Il était convaincu qu'il ne pourrait jamais devenir
puissant sans eux, et il espérait ne jamais les choquer ni
l'un ni l'autre. II ne craignait pas non plus qu'une fois
réconciliés ils devinssent plus puissants que lui ; sachant
bien qu'avec leur amitié il s'élèverait tout de suite au-dessus
des autres, et que bientôt après ils contribueraient
l'un et l'autre à le rendre plus puissant qu'eux : ce qui
arriva en effet. Voilà dans quel but César les réconcilia et
chercha à se les attacher. De leur côté, Pompée et
Crassus, mus par des considérations personnelles, firent
la paix, aussitôt qu'ils se furent abouchés, et associèrent
César à leurs projets. Pompée n'était pas aussi puissant
qu'il avait espéré le devenir : en même temps il voyait
que Crassus jouissait d'un grand crédit, que César
prenait chaque jour plus d'influence, et il craignait d'être
brisé par eux. Enfin il se flattait qu'en s'unissant
présentement avec eux, il pourrait avec leur concours
recouvrer son ancienne puissance. Crassus s'imaginait
que sa naissance et ses richesses devaient le placer au-dessus
de tous : très inférieur à Pompée et convaincu que
César était appelé à un grand rôle, il chercha à les mettre
en lutte l'un contre l'autre ; afin que ni l'un ni l'autre ne
fût plus puissant que lui.
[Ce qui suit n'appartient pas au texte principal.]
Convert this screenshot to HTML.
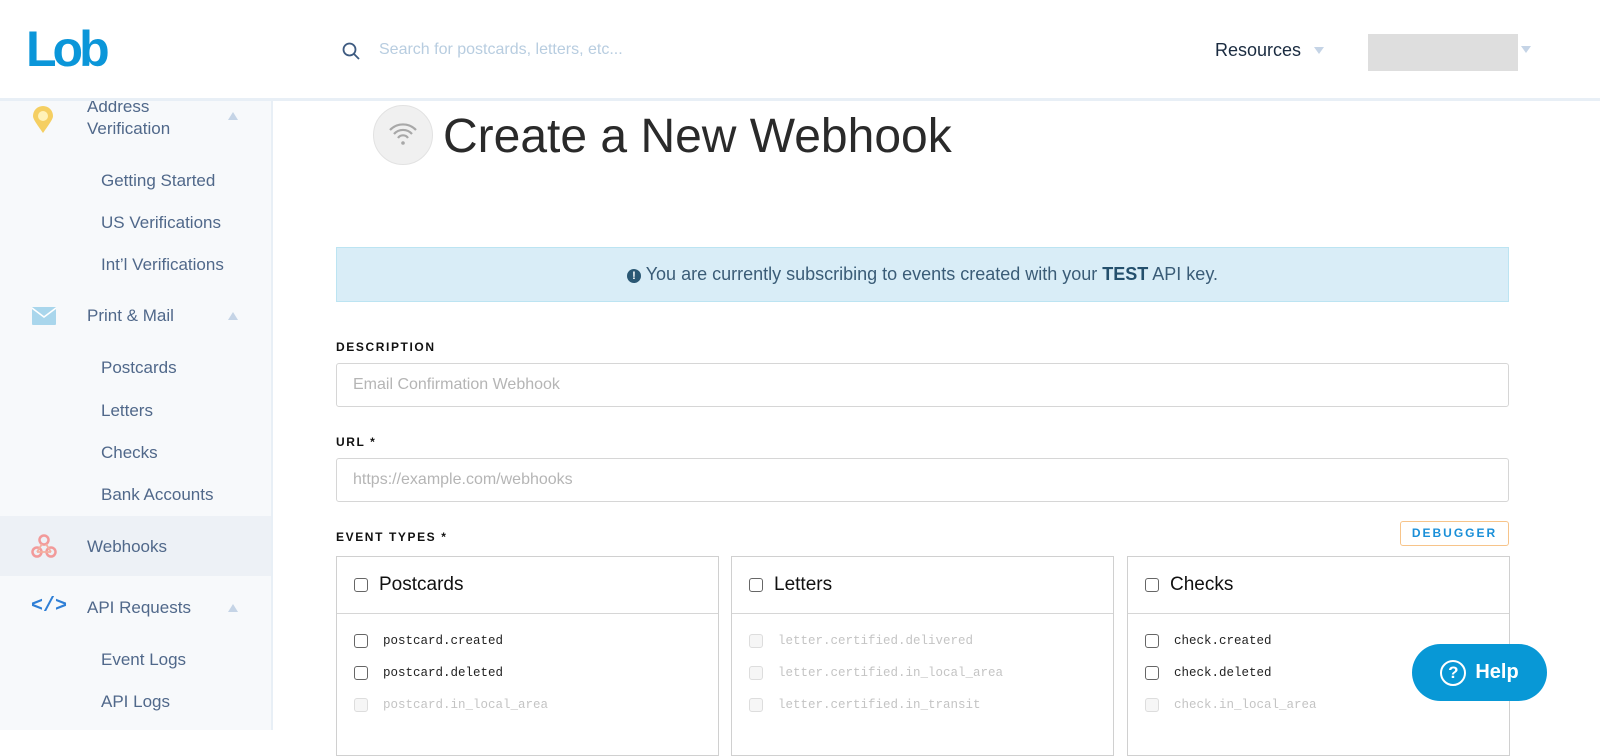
<!DOCTYPE html>
<html><head><meta charset="utf-8"><style>
*{box-sizing:border-box;margin:0;padding:0}
body{width:1600px;height:730px;overflow:hidden;background:#fff;font-family:"Liberation Sans",sans-serif;position:relative}
.abs{position:absolute}
.hdr{left:0;top:0;width:1600px;height:101px;background:#fff;border-bottom:3px solid #e8eff6;z-index:3}
.side{left:0;top:101px;width:273px;height:629px;background:#f7f9fb;border-right:2px solid #e8eff6}
.si{position:absolute;left:87px;font-size:17px;color:#50688a;line-height:20px}
.sub{left:101px}
.tri{position:absolute;left:228px;width:0;height:0;border-left:5px solid transparent;border-right:5px solid transparent;border-bottom:8px solid #c5d4e6}
.lbl{position:absolute;left:336px;font-size:12px;font-weight:bold;letter-spacing:1.6px;color:#111}
.inp{position:absolute;left:336px;width:1173px;height:44px;border:1px solid #d6d6d6;border-radius:3px;padding-left:16px;line-height:42px;font-size:16px;color:#b5b5b5}
.box{position:absolute;top:556px;width:383px;height:200px;border:1px solid #d0d0d0}
.bh{height:57px;border-bottom:1px solid #d6d6d6;padding-left:17px;display:flex;align-items:center;font-size:19px;color:#111}
.cb{display:inline-block;width:14px;height:14px;border:1.5px solid #666;border-radius:3px;margin-right:11px}
.it{position:absolute;left:17px;font-family:"Liberation Mono",monospace;font-size:12.5px;color:#222;display:flex;align-items:center}
.it .cb{margin-right:15px}
.dis{color:#c4c4c4}.dis .cb{border-color:#ddd;background:#f6f6f6}
</style></head><body>
<div class="abs hdr">
  <div class="abs" style="left:26px;top:24px;font-size:50px;font-weight:bold;color:#0b96d9;letter-spacing:-4px;line-height:50px">Lob</div>
  <svg class="abs" style="left:342px;top:42px" width="18" height="18" viewBox="0 0 18 18"><circle cx="7.5" cy="7.5" r="6" fill="none" stroke="#3d5a80" stroke-width="1.8"/><path d="M12 12l5 5" stroke="#3d5a80" stroke-width="1.8"/></svg>
  <div class="abs" style="left:379px;top:41px;font-size:16px;color:#b8cde0">Search for postcards, letters, etc...</div>
  <div class="abs" style="left:1215px;top:40px;font-size:18px;color:#1a2b40">Resources</div>
  <div class="abs" style="left:1314px;top:47px;border-left:5px solid transparent;border-right:5px solid transparent;border-top:7px solid #c5d4e6"></div>
  <div class="abs" style="left:1368px;top:34px;width:150px;height:37px;background:#dedede"></div>
  <div class="abs" style="left:1521px;top:46px;border-left:5px solid transparent;border-right:5px solid transparent;border-top:7px solid #c5d4e6"></div>
</div>
<div class="abs side">
  <svg class="abs" style="left:32px;top:5px" width="22" height="28" viewBox="0 0 22 28"><path d="M11 27C4 17 1 13 1 10a10 10 0 0 1 20 0c0 3-3 7-10 17z" fill="#f5cf62"/><circle cx="11" cy="10" r="5" fill="#fff2b8"/></svg>
  <div class="si" style="top:-4px">Address</div>
  <div class="si" style="top:18px">Verification</div>
  <div class="tri" style="top:11px"></div>
  <div class="si sub" style="top:70px">Getting Started</div>
  <div class="si sub" style="top:112px">US Verifications</div>
  <div class="si sub" style="top:154px">Int’l Verifications</div>
  <svg class="abs" style="left:32px;top:206px" width="24" height="18" viewBox="0 0 24 18"><rect width="24" height="18" rx="1" fill="#a9d6ec"/><path d="M0 1l12 9 12-9" fill="none" stroke="#fff" stroke-width="1.5"/></svg>
  <div class="si" style="top:205px">Print &amp; Mail</div>
  <div class="tri" style="top:211px"></div>
  <div class="si sub" style="top:257px">Postcards</div>
  <div class="si sub" style="top:300px">Letters</div>
  <div class="si sub" style="top:342px">Checks</div>
  <div class="si sub" style="top:384px">Bank Accounts</div>
  <div class="abs" style="left:0;top:415px;width:271px;height:60px;background:#edf1f6"></div>
  <svg class="abs" style="left:31px;top:432px" width="26" height="26" viewBox="0 0 26 26" fill="none" stroke="#f29a9a" stroke-width="2.5"><circle cx="13" cy="7" r="4.5"/><circle cx="6" cy="19" r="4.5"/><circle cx="20" cy="19" r="4.5"/><path d="M11 11l-5 8M6 19h14M15 11l5 8" stroke="#f4b0a0" stroke-width="1.8"/></svg>
  <div class="si" style="top:436px">Webhooks</div>
  <div class="abs" style="left:31px;top:494px;font-size:20px;font-weight:bold;color:#2f7fd6;font-family:'Liberation Mono',monospace">&lt;/&gt;</div>
  <div class="si" style="top:497px">API Requests</div>
  <div class="tri" style="top:503px"></div>
  <div class="si sub" style="top:549px">Event Logs</div>
  <div class="si sub" style="top:591px">API Logs</div>
</div>
<div class="abs" style="left:373px;top:105px;width:60px;height:60px;border-radius:50%;background:#f0f0f0;border:1px solid #e2e2e2"></div>
<svg class="abs" style="left:387px;top:120px" width="32" height="30" viewBox="0 0 32 30" fill="none" stroke="#a8a8a8" stroke-width="2.2"><path d="M3 10a18 18 0 0 1 26 0M7 14a12 12 0 0 1 18 0M11 18a6 6 0 0 1 10 0"/><circle cx="16" cy="23" r="1.8" fill="#a8a8a8" stroke="none"/></svg>
<div class="abs" style="left:443px;top:109px;font-size:48px;color:#2a2a2a;font-weight:300">Create a New Webhook</div>
<div class="abs" style="left:336px;top:247px;width:1173px;height:55px;background:#d9edf7;border:1px solid #bce4f2;text-align:center;line-height:53px;font-size:18px;color:#3a5c77">
<span style="display:inline-block;width:14px;height:14px;border-radius:50%;background:#2b5874;color:#fff;font-size:11px;line-height:14px;font-weight:bold;vertical-align:1px">!</span> You are currently subscribing to events created with your <b style="color:#24506d">TEST</b> API key.</div>
<div class="lbl" style="top:340px">DESCRIPTION</div>
<div class="inp" style="top:363px">Email Confirmation Webhook</div>
<div class="lbl" style="top:435px">URL *</div>
<div class="inp" style="top:458px">https://example.com/webhooks</div>
<div class="lbl" style="top:530px">EVENT TYPES *</div>
<div class="abs" style="left:1400px;top:521px;width:109px;height:25px;border:1px solid #f7c48a;border-radius:3px;text-align:center;line-height:23px;font-size:12px;font-weight:bold;letter-spacing:2px;color:#1a8fd8">DEBUGGER</div>
<div class="box" style="left:336px"><div class="bh"><span class="cb"></span>Postcards</div>
<div class="it" style="top:77px"><span class="cb"></span>postcard.created</div>
<div class="it" style="top:109px"><span class="cb"></span>postcard.deleted</div>
<div class="it dis" style="top:141px"><span class="cb"></span>postcard.in_local_area</div></div>
<div class="box" style="left:731px"><div class="bh"><span class="cb"></span>Letters</div>
<div class="it dis" style="top:77px"><span class="cb"></span>letter.certified.delivered</div>
<div class="it dis" style="top:109px"><span class="cb"></span>letter.certified.in_local_area</div>
<div class="it dis" style="top:141px"><span class="cb"></span>letter.certified.in_transit</div></div>
<div class="box" style="left:1127px;width:383px"><div class="bh"><span class="cb"></span>Checks</div>
<div class="it" style="top:77px"><span class="cb"></span>check.created</div>
<div class="it" style="top:109px"><span class="cb"></span>check.deleted</div>
<div class="it dis" style="top:141px"><span class="cb"></span>check.in_local_area</div></div>
<div class="abs" style="left:1412px;top:644px;width:135px;height:57px;border-radius:29px;background:#0898d6;color:#fff;font-size:20px;font-weight:bold;display:flex;align-items:center;justify-content:center">
<span style="display:inline-block;width:26px;height:26px;border:2.5px solid #fff;border-radius:50%;text-align:center;line-height:21px;font-size:17px;margin-right:9px">?</span>Help</div>
</body></html>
Il comptait pouvoir, pendant
qu'ils se combattraient avec des forces égales, mettre leur
amitié à profit et obtenir de plus grands honneurs
qu'eux. Crassus, en effet, ne se proposait dans sa vie
politique ni le triomphe du sénat, ni celui du peuple : il
n'avait en vue que sa puissance et, pour arriver à son
but, il cherchait à se concilier également le sénat et le
peuple, à ne point encourir leur haine, et à complaire
tour à tour à l'un et à l'autre, autant qu'il le fallait pour
être regardé comme l'auteur de ce qui leur était agréable,
sans qu'ils pussent lui imputer ce qui leur arrivait de fâcheux.